En l’espèce, le ‘procès-verbal n°22/395 dressé le 2 juin 2022 à 11 h rapporte que M. [W] [V], brigadier de police, en fonction à ST JACQUES DE LA LANDE , a procédé à un contrôle d’identité, que la personne contrôlée, sans document d’identité autre q’une carte de bus KORRIGO, ayant déclaré se nommer [N], le brigadier de police a consulté le fichier des personnes recherchées où une fiche de recherche le concernait.

Le procès-verbal mentionne que l’agent est  »individuellement désigné et spécialement habilité par le Directeur central de la police aux frontières donnant accès au fichier des personnes recherchées et au fichier national des étranger’, ce qui renvoie au 1° de l’article 5 visé ci-dessus.

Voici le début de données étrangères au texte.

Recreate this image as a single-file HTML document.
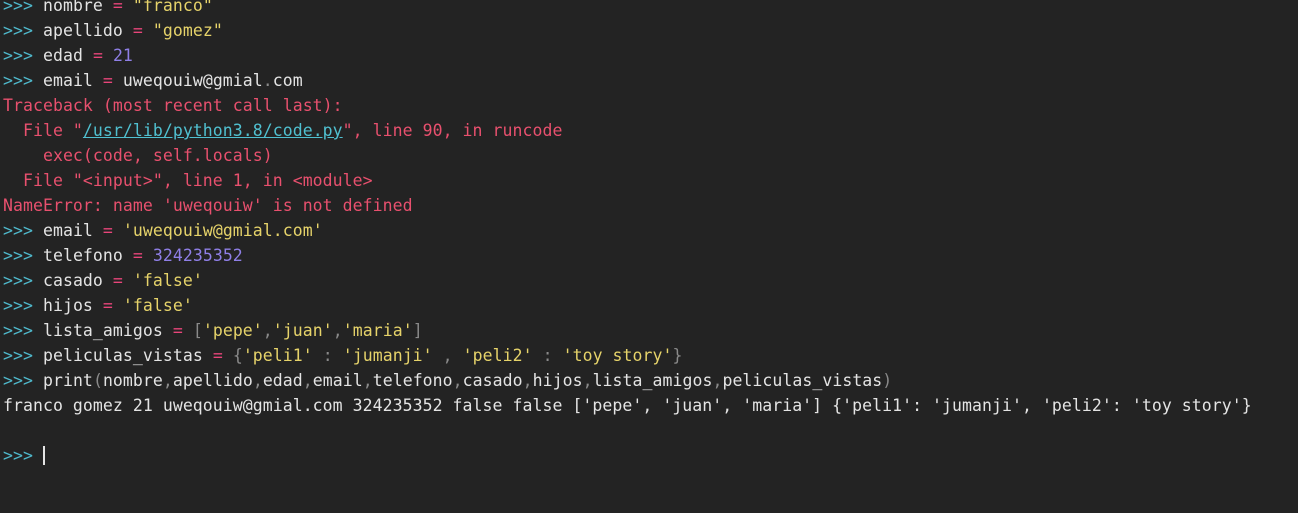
<!DOCTYPE html><html><head><style>
html,body{margin:0;padding:0;background:#232323;width:1298px;height:513px;overflow:hidden}
pre{margin:0;position:absolute;top:-7px;left:3px;font-family:"DejaVu Sans Mono","Liberation Mono",monospace;font-size:16.5px;letter-spacing:0.056px;line-height:25px;color:#e4e4e4}
.p{color:#4fb9cc}.o{color:#e8457a}.s{color:#e6d36a}.n{color:#8f7fe6}.g{color:#8a8a8a}.e{color:#e8506e}.u{color:#50c0d0;text-decoration:underline}
.c{display:inline-block;width:2px;height:19px;background:#e4e4e4;vertical-align:-4px}
</style></head><body><pre><span class="p">&gt;&gt;&gt;</span> nombre <span class="o">=</span> <span class="s">"franco"</span>
<span class="p">&gt;&gt;&gt;</span> apellido <span class="o">=</span> <span class="s">"gomez"</span>
<span class="p">&gt;&gt;&gt;</span> edad <span class="o">=</span> <span class="n">21</span>
<span class="p">&gt;&gt;&gt;</span> email <span class="o">=</span> uweqouiw@gmial<span class="g">.</span>com
<span class="e">Traceback (most recent call last):</span>
<span class="e">  File "<span class="u">/usr/lib/python3.8/code.py</span>", line 90, in runcode</span>
<span class="e">    exec(code, self.locals)</span>
<span class="e">  File "&lt;input&gt;", line 1, in &lt;module&gt;</span>
<span class="e">NameError: name 'uweqouiw' is not defined</span>
<span class="p">&gt;&gt;&gt;</span> email <span class="o">=</span> <span class="s">'uweqouiw@gmial.com'</span>
<span class="p">&gt;&gt;&gt;</span> telefono <span class="o">=</span> <span class="n">324235352</span>
<span class="p">&gt;&gt;&gt;</span> casado <span class="o">=</span> <span class="s">'false'</span>
<span class="p">&gt;&gt;&gt;</span> hijos <span class="o">=</span> <span class="s">'false'</span>
<span class="p">&gt;&gt;&gt;</span> lista_amigos <span class="o">=</span> <span class="g">[</span><span class="s">'pepe'</span><span class="g">,</span><span class="s">'juan'</span><span class="g">,</span><span class="s">'maria'</span><span class="g">]</span>
<span class="p">&gt;&gt;&gt;</span> peliculas_vistas <span class="o">=</span> <span class="g">{</span><span class="s">'peli1'</span> <span class="g">:</span> <span class="s">'jumanji'</span> <span class="g">,</span> <span class="s">'peli2'</span> <span class="g">:</span> <span class="s">'toy story'</span><span class="g">}</span>
<span class="p">&gt;&gt;&gt;</span> print<span class="g">(</span>nombre<span class="g">,</span>apellido<span class="g">,</span>edad<span class="g">,</span>email<span class="g">,</span>telefono<span class="g">,</span>casado<span class="g">,</span>hijos<span class="g">,</span>lista_amigos<span class="g">,</span>peliculas_vistas<span class="g">)</span>
franco gomez 21 uweqouiw@gmial.com 324235352 false false ['pepe', 'juan', 'maria'] {'peli1': 'jumanji', 'peli2': 'toy story'}

<span class="p">&gt;&gt;&gt;</span> <span class="c"></span>
</pre></body></html>
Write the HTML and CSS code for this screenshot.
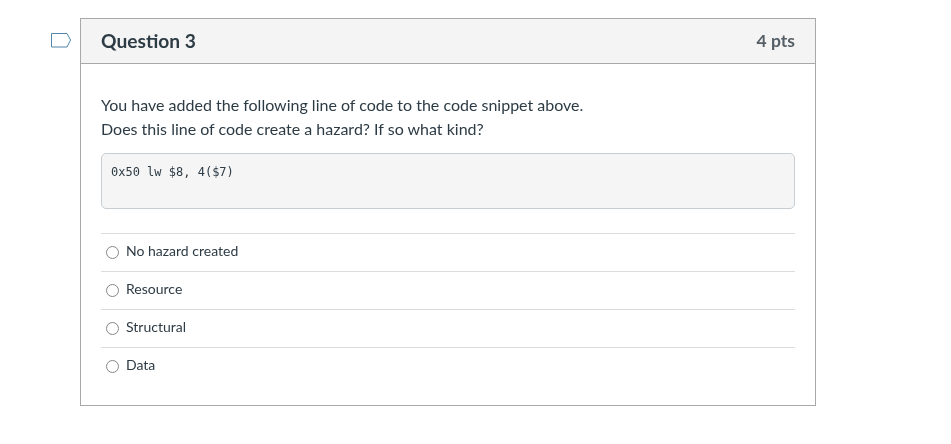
FILE: index.html
```html
<!DOCTYPE html>
<html lang="en">
<head>
<meta charset="utf-8">
<title>Question 3</title>
<link rel="stylesheet" href="styles.css">
</head>
<body>
<div class="page">
  <div class="flag">
    <svg width="22" height="17" viewBox="0 0 22 17"><path d="M1.5 1.5H17L20.6 8L17 15H1.5Z" fill="#fff" stroke="#4f86aa" stroke-width="1"/></svg>
  </div>
  <section class="card">
    <header class="head">
      <h2 class="title">Question 3</h2>
      <span class="pts">4 pts</span>
    </header>
    <div class="body">
      <p class="line">You have added the following line of code to the code snippet above.</p>
      <p class="line">Does this line of code create a hazard? If so what kind?</p>
      <pre class="code">0x50 lw $8, 4($7)</pre>
      <div class="answers">
        <div class="answer"><span class="radio"></span><span>No hazard created</span></div>
        <div class="answer"><span class="radio"></span><span>Resource</span></div>
        <div class="answer"><span class="radio"></span><span>Structural</span></div>
        <div class="answer"><span class="radio"></span><span>Data</span></div>
      </div>
    </div>
  </section>
</div>
</body>
</html>
```
FILE: styles.css
```css
* { box-sizing: border-box; }
html, body { margin: 0; padding: 0; background: #fff; }
body { font-family: Lato, "Liberation Sans", sans-serif; color: #2d3b45; overflow: hidden; }
.page { display: flex; align-items: flex-start; padding: 18px 0 0 50px; will-change: opacity; }
.flag { width: 30px; height: 46px; display: flex; align-items: center; padding-bottom: 2px; }
.flag svg { display: block; }
.card { width: 736px; height: 388px; border: 1px solid #a9a9a9; }
.head { height: 45px; background: #f4f4f4; border-bottom: 1px solid #a9a9a9; display: flex; align-items: center; justify-content: space-between; padding: 0 20px 1px; }
.title { margin: 0; font-size: 19.2px; font-weight: 700; color: #2d3b45; }
.pts { font-size: 17.5px; font-weight: 700; color: #565f66; }
.body { padding: 29px 20px 0; }
.line { margin: 0; font-size: 16px; line-height: 24px; height: 24px; }
.code { margin: 12px 0 0; height: 56px; background: #f5f5f5; border: 1px solid #c7cdd1; border-radius: 5px; padding: 11px 9px; font-family: "DejaVu Sans Mono", monospace; font-size: 12px; line-height: 14px; color: #2d3b45; }
.answers { margin-top: 24px; }
.answer { height: 38px; border-top: 1px solid #dcdcdc; display: flex; align-items: center; gap: 7px; padding: 0 0 4px 5px; font-size: 14px; color: #2d3b45; }
.radio { width: 13px; height: 13px; border: 1px solid #858585; border-radius: 50%; background: #fff; margin-top: 4px; }
```
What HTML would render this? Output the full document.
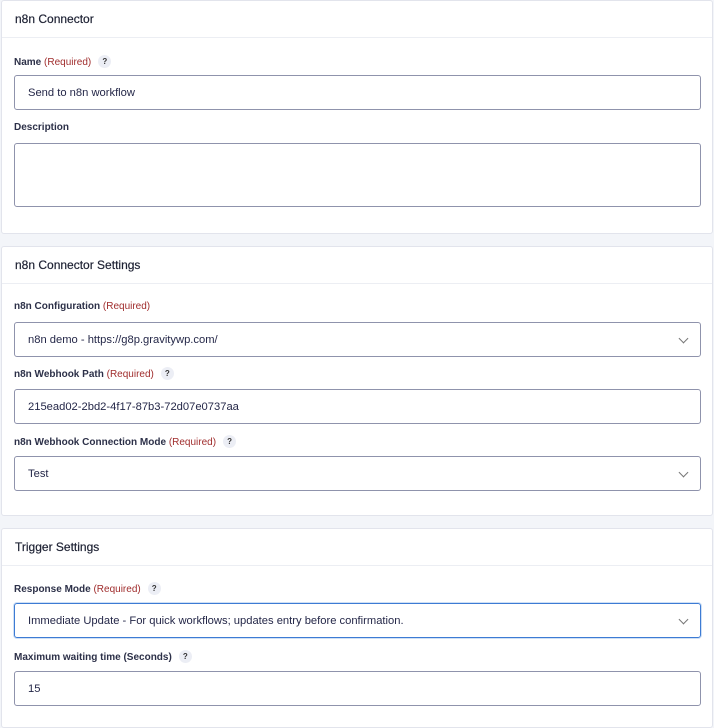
<!DOCTYPE html>
<html><head><meta charset="utf-8"><style>
*{box-sizing:border-box;margin:0;padding:0}
body{width:714px;height:713px;overflow:hidden;background:#f3f5f9;font-family:"Liberation Sans",sans-serif;color:#242748;position:relative}
.panel{position:absolute;left:1px;width:712px;background:#fff;border:1px solid #e2e4ec;border-radius:3px}
.hd{position:absolute;left:0;right:0;top:0;height:37px;border-bottom:1px solid #eceef3;font-size:12px;padding:11px 0 0 13px;color:#1d2133;-webkit-text-stroke:0.2px #1d2133}
.lbl{position:absolute;left:12px;font-size:10px;font-weight:bold;color:#2c3048}
.lbl .r{color:#a02d2d;font-weight:normal}
.q{display:inline-block;width:13px;height:13px;border-radius:50%;background:#eceef5;color:#333;font-size:8px;text-align:center;line-height:13px;margin-left:7px;vertical-align:1px}
.in{position:absolute;left:12px;width:687px;height:35px;border:1px solid #8f93ac;border-radius:3px;font-size:11.2px;padding:0 13px;line-height:34px;color:#242748}
.sel::after{content:"";position:absolute;right:13px;top:12px;width:6px;height:6px;border-right:1.2px solid #777;border-bottom:1.2px solid #777;transform:rotate(45deg)}
.focus{border-color:#3d7bd4;box-shadow:0 0 0 1px #cfe0f5}
</style></head><body>
<div class="panel" style="top:0;height:234px">
<div class="hd">n8n Connector</div>
<div class="lbl" style="top:54px">Name <span class="r">(Required)</span><span class="q">?</span></div>
<div class="in" style="top:74px">Send to n8n workflow</div>
<div class="lbl" style="top:121px">Description</div>
<div class="in" style="top:142px;height:64px"></div>
</div>
<div class="panel" style="top:246px;height:270px">
<div class="hd">n8n Connector Settings</div>
<div class="lbl" style="top:54px">n8n Configuration <span class="r">(Required)</span></div>
<div class="in sel" style="top:75px">n8n demo - https://g8p.gravitywp.com/</div>
<div class="lbl" style="top:120px">n8n Webhook Path <span class="r">(Required)</span><span class="q">?</span></div>
<div class="in" style="top:142px">215ead02-2bd2-4f17-87b3-72d07e0737aa</div>
<div class="lbl" style="top:188px">n8n Webhook Connection Mode <span class="r">(Required)</span><span class="q">?</span></div>
<div class="in sel" style="top:209px">Test</div>
</div>
<div class="panel" style="top:528px;height:200px">
<div class="hd">Trigger Settings</div>
<div class="lbl" style="top:53px">Response Mode <span class="r">(Required)</span><span class="q">?</span></div>
<div class="in sel focus" style="top:74px">Immediate Update - For quick workflows; updates entry before confirmation.</div>
<div class="lbl" style="top:121px">Maximum waiting time (Seconds)<span class="q">?</span></div>
<div class="in" style="top:142px">15</div>
</div>
</body></html>
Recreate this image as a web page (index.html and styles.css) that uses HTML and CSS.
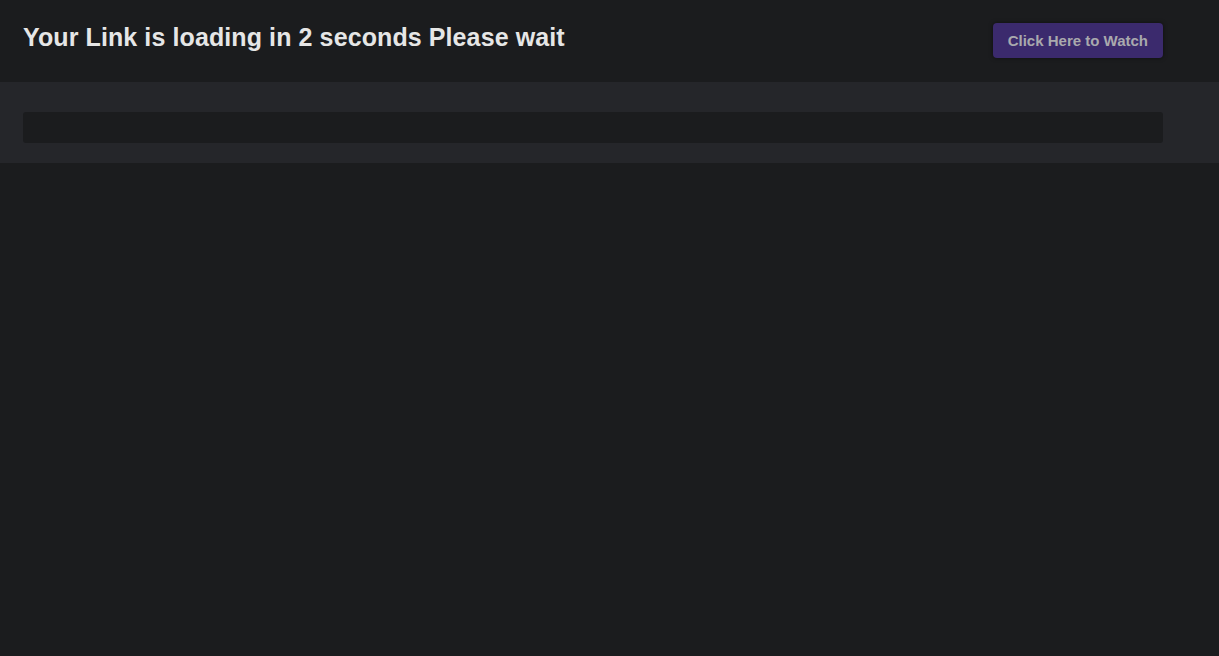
FILE: index.html
```html
<!DOCTYPE html>
<html lang="en">
<head>
<meta charset="UTF-8">
<meta name="viewport" content="width=device-width, initial-scale=1.0">
<title>Your Link is loading</title>
<link rel="stylesheet" href="styles.css">
</head>
<body>

<div class="topbar">
    <div class="wrap">
        <h1 class="title">Your Link is loading in <span id="count">2</span> seconds Please wait</h1>
        <a class="watch-btn" href="#">Click Here to Watch</a>
    </div>
</div>

<div class="band">
    <div class="wrap">
        <div class="progress"></div>
    </div>
</div>

</body>
</html>
```

FILE: styles.css
```css
body {
    font-family: "Liberation Sans", Arial, sans-serif;
    background-color: #1b1c1e;
    margin: 0;
    padding: 0;
}
.wrap {
    width: 1140px;
    margin-left: 23px;
}
.topbar {
    height: 82px;
    background-color: #1b1c1e;
}
.topbar .wrap {
    display: flex;
    justify-content: space-between;
    align-items: flex-start;
}
.title {
    margin: 23px 0 0 0;
    font-size: 25px;
    font-weight: bold;
    color: #e6e6e6;
    letter-spacing: 0.1px;
}
.watch-btn {
    margin-top: 23px;
    display: block;
    height: 35px;
    line-height: 35px;
    padding: 0 15px;
    background-color: #3b2a6d;
    color: #a9a9ad;
    font-size: 15px;
    font-weight: bold;
    text-decoration: none;
    border-radius: 4px;
    box-shadow: 0 0 4px rgba(0,0,0,0.5);
}
.band {
    background-color: #25262a;
    height: 81px;
    padding-top: 30px;
    box-sizing: border-box;
}
.progress {
    height: 31px;
    background-color: #1b1c1e;
    border-radius: 3px;
}
```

Il convient de constater la régularité de la consultation du fichier par M [V] qui résulte expressément des mentions du procès-verbal précité.

La consultation étant régulière, le moyen sera rejeté.

Sur le moyen tiré de l’irrégularité du placement direct en rétention à l’issue du contrôle d’identité effectué dans le cadre des réquisitions du procureur de la république ;

l’appelant n’explicite pas davantage ce moyen ; dès lors que les réquisitions du parquet sur le contrôle d’identité sont régulières et non contestées, la personne s’est trouvée en situation irrégulière justifiant le recours au placement en rétention.

En conséquence l’ordonnance sera confirmée.

PAR CES MOTIFS

statuant publiquement,

Déclarons l’appel recevable ;

Confirmons l’ordonnance du juge des libertés et de la détention du tribunal judiciaire de Rennes du 4 juin 2022 ;

Laissons la charge des dépens au Trésor Public.

Fait à [Localité 2], le 9 juin 2022 à 10 heures

LE GREFFIER, PAR DÉLÉGATION, LE CONSEILLER,

Notification de la présente ordonnance a été faite ce jour à [T] [N], à son avocat et au préfet

Le Greffier,

Cette ordonnance est susceptible d’un pourvoi en cassation dans les deux mois suivant la présente notification et dans les conditions fixées par les articles 973 et suivants du code de procédure civile.

Communication de la présente ordonnance a été faite ce même jour au procureur général.